On September 14, the Financial Action Task Force (FATF), the global standard setter for anti-money laundering and countering the financing of terrorism (AML/CFT) measures, published its long-awaited report on red flags for cryptoassets

A must-read for compliance professionals, the report, which draws on insights from more than 100 law enforcement and regulatory bodies provided to the FATF, describes transactional indicators that cryptoasset businesses and financial institutions should consider when attempting to identify money laundering and terrorist financing

In this blog, we highlight three key learnings from the FATF’s must-read report, and describe how your financial crime compliance team can leverage blockchain analytics solutions to identify potential illicit activity in cryptoassets. 

Lesson 1: Cryptoasset exchanges with lax AML/CFT compliance remain a major source of risk. Blockchain analytics can help you identify transactions with them proactively.

The FATF’s report repeatedly highlights a major risk that cryptoasset exchanges and other virtual asset service providers (VASPs) need to be able to detect: transactions involving other VASPs that fail to apply robust AML/CFT measures. 

The report emphasizes that, “criminals have exploited gaps in AML/CFT regimes . . . moving their illicit funds to VASPs domiciled or operated in jurisdictions with non-existent or minimal AML/CFT regulations . . .” 

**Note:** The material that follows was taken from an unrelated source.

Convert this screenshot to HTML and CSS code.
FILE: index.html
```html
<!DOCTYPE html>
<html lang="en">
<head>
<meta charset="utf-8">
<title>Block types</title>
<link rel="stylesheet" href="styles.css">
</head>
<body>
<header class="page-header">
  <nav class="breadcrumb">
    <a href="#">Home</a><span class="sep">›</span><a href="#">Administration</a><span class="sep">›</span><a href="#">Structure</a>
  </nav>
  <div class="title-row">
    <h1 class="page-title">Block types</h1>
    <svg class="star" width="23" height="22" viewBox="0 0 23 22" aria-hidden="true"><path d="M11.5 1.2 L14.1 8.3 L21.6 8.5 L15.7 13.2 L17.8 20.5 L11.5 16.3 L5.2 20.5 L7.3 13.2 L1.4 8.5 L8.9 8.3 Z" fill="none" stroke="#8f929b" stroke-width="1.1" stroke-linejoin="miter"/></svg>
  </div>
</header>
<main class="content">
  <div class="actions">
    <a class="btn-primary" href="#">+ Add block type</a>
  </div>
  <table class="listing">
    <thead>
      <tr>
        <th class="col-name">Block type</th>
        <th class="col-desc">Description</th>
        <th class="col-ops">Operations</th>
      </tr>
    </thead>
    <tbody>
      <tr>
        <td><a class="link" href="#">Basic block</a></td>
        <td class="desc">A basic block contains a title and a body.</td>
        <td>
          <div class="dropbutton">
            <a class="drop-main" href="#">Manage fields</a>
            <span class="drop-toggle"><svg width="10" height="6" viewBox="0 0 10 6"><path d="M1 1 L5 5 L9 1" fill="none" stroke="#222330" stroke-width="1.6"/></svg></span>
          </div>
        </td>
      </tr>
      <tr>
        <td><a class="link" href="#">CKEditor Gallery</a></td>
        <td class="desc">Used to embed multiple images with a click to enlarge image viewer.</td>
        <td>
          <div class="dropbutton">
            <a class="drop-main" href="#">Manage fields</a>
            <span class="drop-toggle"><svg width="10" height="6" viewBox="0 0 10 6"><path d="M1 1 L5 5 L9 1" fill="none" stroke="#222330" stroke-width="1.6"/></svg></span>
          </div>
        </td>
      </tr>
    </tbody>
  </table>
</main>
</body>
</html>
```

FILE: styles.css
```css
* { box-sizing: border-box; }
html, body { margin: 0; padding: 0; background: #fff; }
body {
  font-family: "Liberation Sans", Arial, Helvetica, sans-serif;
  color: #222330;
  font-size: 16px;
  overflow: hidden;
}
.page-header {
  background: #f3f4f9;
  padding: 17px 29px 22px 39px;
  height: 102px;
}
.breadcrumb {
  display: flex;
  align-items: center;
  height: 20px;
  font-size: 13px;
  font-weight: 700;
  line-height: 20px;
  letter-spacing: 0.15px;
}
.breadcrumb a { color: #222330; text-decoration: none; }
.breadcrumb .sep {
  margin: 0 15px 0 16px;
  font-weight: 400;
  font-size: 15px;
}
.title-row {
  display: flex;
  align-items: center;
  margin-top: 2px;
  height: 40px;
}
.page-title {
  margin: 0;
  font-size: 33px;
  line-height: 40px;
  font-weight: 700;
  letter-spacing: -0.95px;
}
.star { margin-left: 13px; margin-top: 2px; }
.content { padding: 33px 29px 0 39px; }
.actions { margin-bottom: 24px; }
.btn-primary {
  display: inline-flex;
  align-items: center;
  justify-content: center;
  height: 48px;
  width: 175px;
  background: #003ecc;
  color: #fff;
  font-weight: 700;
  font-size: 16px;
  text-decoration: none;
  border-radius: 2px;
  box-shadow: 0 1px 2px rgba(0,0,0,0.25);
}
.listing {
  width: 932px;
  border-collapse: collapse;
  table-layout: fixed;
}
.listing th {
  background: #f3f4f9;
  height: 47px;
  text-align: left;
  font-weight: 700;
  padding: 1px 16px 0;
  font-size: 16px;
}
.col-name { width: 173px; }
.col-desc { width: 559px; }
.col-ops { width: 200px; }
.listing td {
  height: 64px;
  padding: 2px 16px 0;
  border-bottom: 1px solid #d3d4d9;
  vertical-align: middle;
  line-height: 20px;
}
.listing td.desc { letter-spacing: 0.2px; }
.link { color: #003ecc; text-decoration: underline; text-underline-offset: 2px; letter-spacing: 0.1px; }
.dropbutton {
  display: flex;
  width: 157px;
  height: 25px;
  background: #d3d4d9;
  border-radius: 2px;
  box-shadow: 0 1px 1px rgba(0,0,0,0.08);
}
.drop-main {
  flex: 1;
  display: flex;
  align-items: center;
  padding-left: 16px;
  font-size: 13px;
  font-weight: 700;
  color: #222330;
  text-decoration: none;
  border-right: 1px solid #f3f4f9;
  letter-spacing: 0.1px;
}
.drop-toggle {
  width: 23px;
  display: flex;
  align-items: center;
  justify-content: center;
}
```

Some examples of specific cryptocurrency AML red flags that FATF warns VASPs to be alert to include:

  • Customers transferring funds “immediately to multiple VASPs, especially to VASPs registered or operating in another jurisdiction where . . . there is non-existent or weak AML/CFT regulation.”

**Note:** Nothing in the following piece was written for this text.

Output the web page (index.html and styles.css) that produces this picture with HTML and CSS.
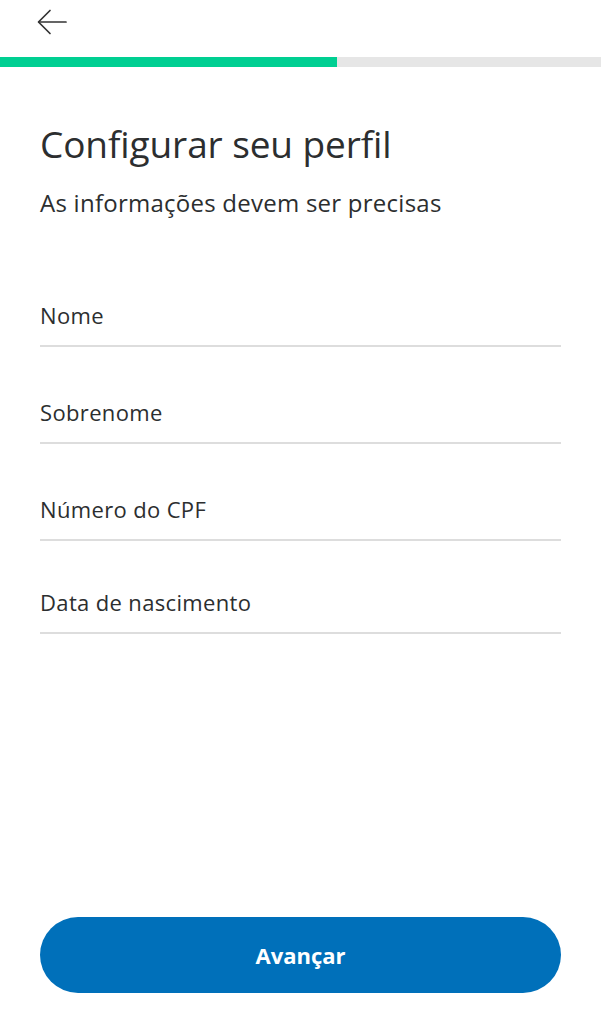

  • “Receiving funds from or sending funds to VASPs whose [customer due diligence] or know-your customer (KYC) processes are demonstrably weak or non-existent.” 

  • “A customer’s source of wealth is disproportionately drawn from . . . other VASPs that lack AML/CFT controls.”

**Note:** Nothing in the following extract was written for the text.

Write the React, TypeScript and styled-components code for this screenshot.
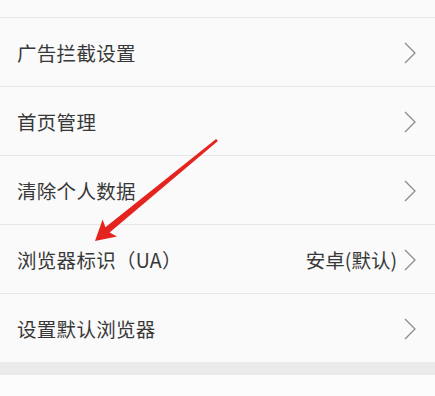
import React from "react";
import styled, { createGlobalStyle } from "styled-components";

const GlobalStyle = createGlobalStyle`
  html, body {
    margin: 0;
    padding: 0;
    background: #fafafa;
  }
  body {
    font-family: "Noto Sans CJK SC", "Noto Sans", sans-serif;
  }
`;

const Page = styled.div`
  position: relative;
  width: 435px;
  height: 396px;
  overflow: hidden;
  background: #fafafa;
`;

const Group = styled.div`
  display: flex;
  flex-direction: column;
  background: #fafafa;
`;

const TopSlice = styled.div`
  height: 17px;
`;

const Row = styled.div`
  display: flex;
  align-items: center;
  border-top: 1px solid #e6e6e6;
  padding: 1px 19px 0 17px;
  height: 67px;
`;

const Label = styled.span`
  flex: 1;
  font-size: 19.5px;
  color: #383838;
  letter-spacing: 0.3px;
`;

const Value = styled.span`
  font-size: 19.5px;
  color: #383838;
  margin-right: 7px;
`;

const Chevron = styled.svg`
  width: 12px;
  height: 22px;
  flex-shrink: 0;
`;

const Band = styled.div`
  height: 13px;
  background: #ebebeb;
`;

const Bottom = styled.div`
  height: 30px;
  background: #fcfcfc;
`;

const Overlay = styled.svg`
  position: absolute;
  left: 0;
  top: 0;
  width: 435px;
  height: 396px;
  pointer-events: none;
`;

const Arrow = () => (
  <Chevron viewBox="0 0 12 22">
    <polyline
      points="1,1 11,11 1,21"
      fill="none"
      stroke="#8c8c8c"
      strokeWidth="1.3"
    />
  </Chevron>
);

const items: { label: string; value?: string }[] = [
  { label: "广告拦截设置" },
  { label: "首页管理" },
  { label: "清除个人数据" },
  { label: "浏览器标识（UA）", value: "安卓(默认)" },
  { label: "设置默认浏览器" },
];

const App: React.FC = () => {
  return (
    <Page>
      <GlobalStyle />
      <Group>
        <TopSlice />
        {items.map((item) => (
          <Row key={item.label}>
            <Label>{item.label}</Label>
            {item.value && <Value>{item.value}</Value>}
            <Arrow />
          </Row>
        ))}
      </Group>
      <Band />
      <Bottom />
      <Overlay viewBox="0 0 435 396">
        <polygon
          points="95,241 117,236.5 109.6,232.6 217.9,141 216.1,139 105.4,227.3 102.6,219.5"
          fill="#e5231f"
        />
      </Overlay>
    </Page>
  );
};

export default App;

This focus on the risks posed by VASPs with poor AML standards should hardly come as a surprise. Elliptic has for several years noted the preference that criminals have for cryptoasset exchanges that have weak or no AML controls in place. 

For example, before the European Union (EU) adopted measures requiring the regulation of cryptoasset exchanges, EU-based cryptoasset exchanges were disproportionately used for money laundering, with criminals turning heavily to exchanges such as BTC-e that actively laundered billions of dollars worth of cryptoassets for criminals. We’ve also observed how sanctioned actors, such as North Korea, have deliberately sought out exchanges lacking AML/CFT controls and located in jurisdictions without regulation when moving funds from hacks and other cybercrimes. 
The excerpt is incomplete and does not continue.